Troubling reports surfaced over the weekend that Saudi Arabia is actively lobbying its ally Pakistan to supply it with “off-the-shelf” atomic weapons, in response to a nuclear arms race with Iran and Israel.
“For the Saudis the moment has come,” a former U.S. defense official told a major UK newspaper. “There has been a longstanding agreement in place with the Pakistanis and the House of Saud has now made the strategic decision to move forward.”
The former official said the U.S. did not have evidence that “any actual weaponry has been transferred yet,” but stated that “the Saudis mean what they say and they will do what they say.”
Saudi Arabia has been increasingly dis-cordial towards both friends and foes in recent months after new leadership was appointed in the coutry. It has stepped up its air campaign against Iran-sponsored Houthi rebels in Yemen and King Salman refused an invitation to attend a landmark summit hosted by President Obama last week.
Former Saudi intelligence head Prince Turki bin Faisal said that “whatever the Iranians have, we will have, too,” according to The New York Times.

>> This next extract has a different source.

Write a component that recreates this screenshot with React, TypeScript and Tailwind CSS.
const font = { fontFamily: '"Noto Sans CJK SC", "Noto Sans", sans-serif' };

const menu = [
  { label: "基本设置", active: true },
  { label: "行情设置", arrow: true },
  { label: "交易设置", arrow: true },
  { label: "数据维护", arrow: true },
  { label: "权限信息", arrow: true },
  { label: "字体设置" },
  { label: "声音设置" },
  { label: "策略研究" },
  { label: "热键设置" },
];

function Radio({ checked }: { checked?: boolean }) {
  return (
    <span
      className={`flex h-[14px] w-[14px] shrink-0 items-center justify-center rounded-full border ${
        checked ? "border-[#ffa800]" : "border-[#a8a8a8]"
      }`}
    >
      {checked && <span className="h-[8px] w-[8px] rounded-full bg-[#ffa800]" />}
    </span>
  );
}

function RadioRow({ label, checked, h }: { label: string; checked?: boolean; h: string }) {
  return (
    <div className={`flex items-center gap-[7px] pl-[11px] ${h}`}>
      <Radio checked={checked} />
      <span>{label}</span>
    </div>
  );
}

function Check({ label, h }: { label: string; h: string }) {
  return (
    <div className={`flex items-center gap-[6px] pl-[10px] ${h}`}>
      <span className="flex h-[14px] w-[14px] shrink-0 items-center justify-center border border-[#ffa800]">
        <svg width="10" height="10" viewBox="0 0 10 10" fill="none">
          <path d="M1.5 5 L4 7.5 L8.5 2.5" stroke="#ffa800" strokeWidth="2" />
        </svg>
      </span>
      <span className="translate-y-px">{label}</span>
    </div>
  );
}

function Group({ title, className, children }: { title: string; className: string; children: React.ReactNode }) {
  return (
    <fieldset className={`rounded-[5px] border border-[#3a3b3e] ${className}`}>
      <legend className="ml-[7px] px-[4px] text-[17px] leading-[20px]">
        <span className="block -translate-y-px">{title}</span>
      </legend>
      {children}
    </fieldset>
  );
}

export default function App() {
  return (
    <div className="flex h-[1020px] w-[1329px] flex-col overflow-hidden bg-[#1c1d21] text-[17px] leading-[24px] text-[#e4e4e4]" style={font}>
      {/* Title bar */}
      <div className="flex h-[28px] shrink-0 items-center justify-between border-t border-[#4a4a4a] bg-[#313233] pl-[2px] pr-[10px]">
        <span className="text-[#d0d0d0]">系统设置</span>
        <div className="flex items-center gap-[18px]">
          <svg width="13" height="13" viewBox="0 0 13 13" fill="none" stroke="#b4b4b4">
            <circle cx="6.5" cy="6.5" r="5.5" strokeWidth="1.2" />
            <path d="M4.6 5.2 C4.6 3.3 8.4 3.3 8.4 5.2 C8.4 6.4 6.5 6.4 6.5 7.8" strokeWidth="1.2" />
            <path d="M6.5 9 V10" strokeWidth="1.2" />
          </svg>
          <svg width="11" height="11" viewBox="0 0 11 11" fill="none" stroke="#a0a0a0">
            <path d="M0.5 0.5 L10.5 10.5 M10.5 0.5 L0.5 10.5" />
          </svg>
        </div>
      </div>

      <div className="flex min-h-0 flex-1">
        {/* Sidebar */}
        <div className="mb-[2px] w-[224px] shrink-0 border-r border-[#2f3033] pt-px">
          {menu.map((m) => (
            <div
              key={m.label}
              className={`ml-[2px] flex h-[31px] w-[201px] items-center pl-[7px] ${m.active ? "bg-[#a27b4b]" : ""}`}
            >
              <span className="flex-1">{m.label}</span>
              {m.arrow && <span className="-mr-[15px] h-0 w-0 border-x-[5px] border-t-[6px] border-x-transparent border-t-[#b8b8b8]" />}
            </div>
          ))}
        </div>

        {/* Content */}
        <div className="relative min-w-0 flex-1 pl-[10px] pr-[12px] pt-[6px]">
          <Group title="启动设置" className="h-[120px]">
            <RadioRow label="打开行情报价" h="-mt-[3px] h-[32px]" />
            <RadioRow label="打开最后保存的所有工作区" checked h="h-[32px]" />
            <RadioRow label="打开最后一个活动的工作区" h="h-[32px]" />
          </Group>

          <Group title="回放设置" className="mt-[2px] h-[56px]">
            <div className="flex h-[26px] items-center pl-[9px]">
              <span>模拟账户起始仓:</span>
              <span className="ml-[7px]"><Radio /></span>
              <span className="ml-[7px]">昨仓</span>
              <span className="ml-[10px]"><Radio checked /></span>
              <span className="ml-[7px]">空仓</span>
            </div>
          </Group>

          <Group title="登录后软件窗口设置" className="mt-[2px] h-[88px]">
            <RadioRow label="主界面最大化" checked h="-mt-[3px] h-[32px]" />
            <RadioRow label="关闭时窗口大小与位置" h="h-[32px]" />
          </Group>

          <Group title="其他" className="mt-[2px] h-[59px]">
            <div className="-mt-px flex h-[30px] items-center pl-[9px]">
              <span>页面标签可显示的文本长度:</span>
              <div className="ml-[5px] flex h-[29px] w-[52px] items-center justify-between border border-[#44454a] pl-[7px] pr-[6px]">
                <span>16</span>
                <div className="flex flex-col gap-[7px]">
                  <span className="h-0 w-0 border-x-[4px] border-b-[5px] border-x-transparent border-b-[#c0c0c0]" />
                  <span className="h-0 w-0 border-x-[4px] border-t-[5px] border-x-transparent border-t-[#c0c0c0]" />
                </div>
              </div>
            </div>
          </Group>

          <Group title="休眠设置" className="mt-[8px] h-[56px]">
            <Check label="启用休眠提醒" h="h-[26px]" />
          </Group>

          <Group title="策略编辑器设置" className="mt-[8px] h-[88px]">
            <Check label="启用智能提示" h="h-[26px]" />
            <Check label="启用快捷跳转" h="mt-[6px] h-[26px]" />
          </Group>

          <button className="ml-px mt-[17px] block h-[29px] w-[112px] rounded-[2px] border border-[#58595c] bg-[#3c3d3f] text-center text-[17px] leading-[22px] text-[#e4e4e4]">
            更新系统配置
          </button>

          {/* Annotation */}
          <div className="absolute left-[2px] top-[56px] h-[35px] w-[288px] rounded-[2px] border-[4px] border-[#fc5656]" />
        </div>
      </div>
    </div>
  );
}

Faisal also warned of the Iranian nuclear deal “opening the door to nuclear proliferation."
The Saudi - Pakistan deal is longstanding, with the Arab nation supplying Pakistan discounted oil in exchange for ready-made nuclear weapons.

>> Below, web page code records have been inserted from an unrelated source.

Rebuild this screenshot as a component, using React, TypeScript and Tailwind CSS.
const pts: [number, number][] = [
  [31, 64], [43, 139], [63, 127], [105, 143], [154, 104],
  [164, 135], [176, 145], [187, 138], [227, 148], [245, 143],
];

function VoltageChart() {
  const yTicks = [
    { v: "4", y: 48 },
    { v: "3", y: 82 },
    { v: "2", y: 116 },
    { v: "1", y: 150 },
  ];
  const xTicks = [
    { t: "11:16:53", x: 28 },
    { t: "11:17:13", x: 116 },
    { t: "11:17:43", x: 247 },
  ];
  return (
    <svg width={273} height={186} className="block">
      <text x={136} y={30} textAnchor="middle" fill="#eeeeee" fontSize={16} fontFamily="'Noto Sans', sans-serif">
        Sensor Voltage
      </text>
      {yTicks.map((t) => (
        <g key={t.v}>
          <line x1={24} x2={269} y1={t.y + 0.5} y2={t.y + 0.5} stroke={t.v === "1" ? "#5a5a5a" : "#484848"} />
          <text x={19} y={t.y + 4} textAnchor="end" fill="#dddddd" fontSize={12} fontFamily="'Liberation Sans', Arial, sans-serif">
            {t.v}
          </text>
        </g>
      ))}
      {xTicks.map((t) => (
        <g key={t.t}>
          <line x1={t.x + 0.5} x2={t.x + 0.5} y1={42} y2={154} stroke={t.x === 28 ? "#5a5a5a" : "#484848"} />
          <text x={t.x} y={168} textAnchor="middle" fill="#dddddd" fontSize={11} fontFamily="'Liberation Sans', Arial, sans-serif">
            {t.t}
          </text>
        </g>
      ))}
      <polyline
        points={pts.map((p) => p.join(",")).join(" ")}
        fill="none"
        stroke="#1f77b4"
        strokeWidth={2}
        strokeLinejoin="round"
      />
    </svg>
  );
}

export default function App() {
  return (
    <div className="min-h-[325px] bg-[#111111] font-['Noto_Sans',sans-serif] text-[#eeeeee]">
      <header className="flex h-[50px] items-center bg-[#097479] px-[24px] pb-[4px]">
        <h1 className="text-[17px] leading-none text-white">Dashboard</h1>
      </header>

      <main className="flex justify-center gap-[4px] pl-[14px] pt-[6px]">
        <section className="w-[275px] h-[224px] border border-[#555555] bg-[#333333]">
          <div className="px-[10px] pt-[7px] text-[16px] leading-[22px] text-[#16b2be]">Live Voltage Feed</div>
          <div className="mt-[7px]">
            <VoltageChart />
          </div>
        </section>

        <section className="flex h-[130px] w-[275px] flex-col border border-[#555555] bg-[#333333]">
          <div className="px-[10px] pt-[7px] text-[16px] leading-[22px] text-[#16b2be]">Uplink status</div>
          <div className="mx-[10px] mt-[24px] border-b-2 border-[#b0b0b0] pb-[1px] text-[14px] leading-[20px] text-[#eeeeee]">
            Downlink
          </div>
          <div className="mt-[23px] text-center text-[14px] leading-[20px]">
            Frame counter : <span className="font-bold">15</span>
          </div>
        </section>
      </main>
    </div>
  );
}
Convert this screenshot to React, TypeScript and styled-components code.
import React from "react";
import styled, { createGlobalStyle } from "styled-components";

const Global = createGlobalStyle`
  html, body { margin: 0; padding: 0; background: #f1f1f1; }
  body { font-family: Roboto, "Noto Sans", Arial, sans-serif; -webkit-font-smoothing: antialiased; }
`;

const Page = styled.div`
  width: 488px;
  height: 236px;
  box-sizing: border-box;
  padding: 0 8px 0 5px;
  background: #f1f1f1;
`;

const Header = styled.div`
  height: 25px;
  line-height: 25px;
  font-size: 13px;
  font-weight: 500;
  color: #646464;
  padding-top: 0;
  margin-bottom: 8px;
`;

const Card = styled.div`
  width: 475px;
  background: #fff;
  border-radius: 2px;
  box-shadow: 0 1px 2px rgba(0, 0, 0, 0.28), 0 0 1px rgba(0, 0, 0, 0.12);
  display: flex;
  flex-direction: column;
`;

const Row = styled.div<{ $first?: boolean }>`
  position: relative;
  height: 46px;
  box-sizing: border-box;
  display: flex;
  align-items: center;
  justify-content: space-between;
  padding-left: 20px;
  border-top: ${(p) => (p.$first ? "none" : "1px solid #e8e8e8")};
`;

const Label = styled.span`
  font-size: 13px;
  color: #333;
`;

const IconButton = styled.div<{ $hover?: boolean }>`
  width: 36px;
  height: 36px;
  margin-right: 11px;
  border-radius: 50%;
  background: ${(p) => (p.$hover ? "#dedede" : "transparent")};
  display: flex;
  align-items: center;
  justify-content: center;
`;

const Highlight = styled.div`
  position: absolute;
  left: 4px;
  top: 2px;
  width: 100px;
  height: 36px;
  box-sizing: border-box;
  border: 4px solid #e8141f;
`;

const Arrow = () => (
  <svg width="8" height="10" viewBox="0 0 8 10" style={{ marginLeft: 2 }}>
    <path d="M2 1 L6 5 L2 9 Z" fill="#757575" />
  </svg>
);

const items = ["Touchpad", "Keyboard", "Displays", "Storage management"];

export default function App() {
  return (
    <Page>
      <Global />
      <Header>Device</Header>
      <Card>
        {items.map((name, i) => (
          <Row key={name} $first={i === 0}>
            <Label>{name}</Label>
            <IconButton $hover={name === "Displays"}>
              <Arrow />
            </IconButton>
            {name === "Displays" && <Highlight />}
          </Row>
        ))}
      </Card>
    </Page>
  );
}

“Nuclear weapons programs are extremely expensive and there’s no question that a lot of the funding of Pakistan’s nuclear weapons program was provided by Saudi Arabia,” said Lord David Owen, who served as England’s foreign secretary from 1977-1979..
“Given their close relations and close military links, it’s long been assumed that if the Saudis wanted, they would call in a commitment, moral or otherwise, for Pakistan to supply them immediately with nuclear warheads,” he added.